Prevenire il cancro: possibile ma la gente non prende le medicine

Se è ormai assodato che esistano medicine in grado di prevenire l’infarto o altre patologie cardiovascolari, per quel che riguarda il cancro le cose sono molto più complesse.

Secondo un articolo di Gina Kolata apparso sul New York Times, le precauzioni che gli Americani prendono – nella maggior parte dei casi – non hanno un’efficacia scientificamente provata e possono addirittura rivelarsi pericolose per la salute. Al contrario, le poche medicine veramente utili nella lotta ai tumori, spesso vengono completamente ignorate.

E’ il caso del finasteride, una medicina generica del costo di circa due dollari al giorno, che – è stato dimostrato – sarebbe in grado di prevenire fino a 50mila casi di cancro alla prostata all’anno. Un quarto di quelli diagnosticati ogni anno solo negli Stati Uniti (circa 192 mila), che causano la morte di più di 27 mila uomini ogni 12 mesi.

Anche uno stretto “parente” del finasteride, il dutasteride, avrebbe lo stesso effetto, ma nonostante ciò queste medicine continuano ad essere ignorate, mentre altri integratori non solo inefficaci, ma potenzialmente pericolosi continuano a essere assunti come deterrenti allo sviluppo della malattia.

Prevenire i tumori, del resto, si dimostra sempre più complicato. Così come risulta ostico convincere le persone – diffidenti verso le nuove scoperte e spaventate dagli effetti collaterali – a ingoiare pillole anticancro. Lo si vede nel caso del tumore al seno, per cui esistono due medicinali in grado di ridurre le possibilità di sviluppare la malattia del 50 per cento.
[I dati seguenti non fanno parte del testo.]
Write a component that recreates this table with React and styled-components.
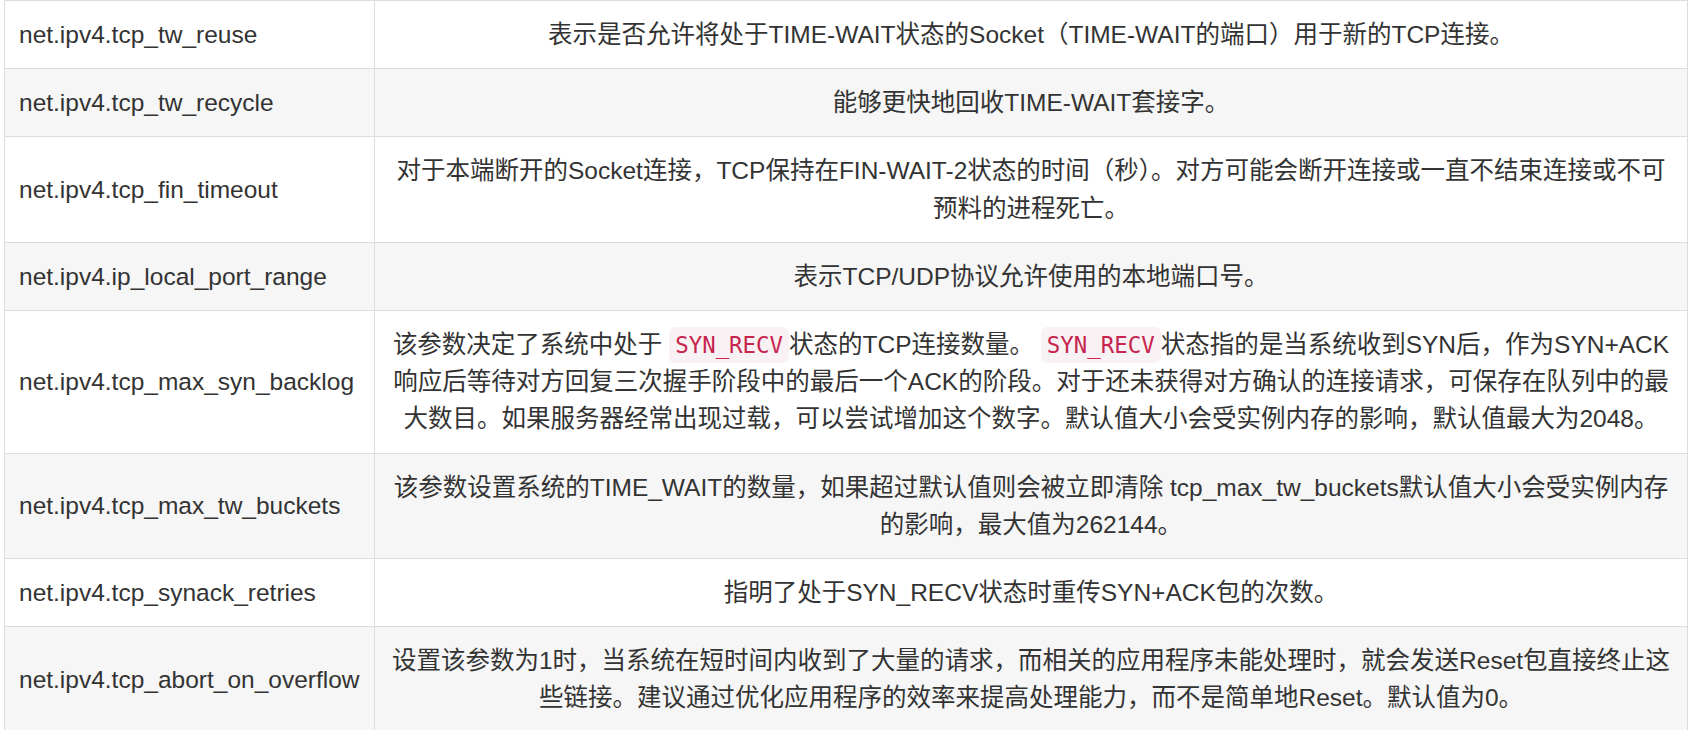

Gli scienziati lo hanno provato, ma i dottori continuano a non prescriverle e le donne a non volerle prendere. Il che spinge le case farmaceutiche a non investire nella ricerca sulla prevenzione, ritenuta economicamente svantaggiosa.

Al di là del non fumare sigarette e – per quanto riguarda il cancro al seno – del non assumere estrogeni e progestin durante la menopausa, sono pochissime le precauzioni sicuramente efficaci.

Nemmeno un’alimentazione ricca di fibre, frutta e verdura e povera di grassi pare incidere significativamente, come invece nel caso delle patologie cardiovascolari, anche se resta comunque un fattore importante. La sua efficacia, secondo il direttore generale del dipartimento di epidemiologia del Memorial Sloan-Kettering Cancer Center, potrebbe aumentare scegliendo una dieta corretta fin da giovani. Ma, anche in questo caso, la certezza è lungi dall’essere dimostrata.

Come per il betacarotene e la vitamina A per il cancro ai polmoni nei fumatori. O per il selenio e la vitamina E per il tumore alla prostata. Nonostante ciò, moltissimi uomini continuano a preferire gli integratori ai farmaci come il finasteride, anche a causa di un’informazione superficiale che spesso ha sedimentato in loro convinzioni senza fondamento difficili da sradicare.

Al contrario, benché studi approfonditi abbiano provato come il Tamoxifen e il Raloxifene riducano sensibilmente la possibilità di sviluppare il cancro al seno, questi trattamenti continuano a essere snobbati, nonostante il costo bassissimo (per il Tamoxifen si spendono solo 30 centesimi al giorno) e le alte probabilità di successo. Semplicemente, le donne si rifiutano di prendere medicine finché non ne sono costrette.

Il che, in molti casi, avviene quando per la prevenzione è già troppo tardi. Lo stesso accade agli uomini, spaventati dai possibili effetti collaterali (impotenza, riduzione della prostata), seppur temporanei, della cura a base di finasteride.

Una svolta potrebbe avvenire con la scoperta di “biomarkers”, indicatori certi in base a cui misurare la percentuale di rischio di tumore nei pazienti. L’equivalente, insomma, della pressione sanguigna e del colesterolo per l’infarto. Ma la ricerca in tal senso, purtroppo, è ancora lungi dall’aver raggiunto risultati degni di nota.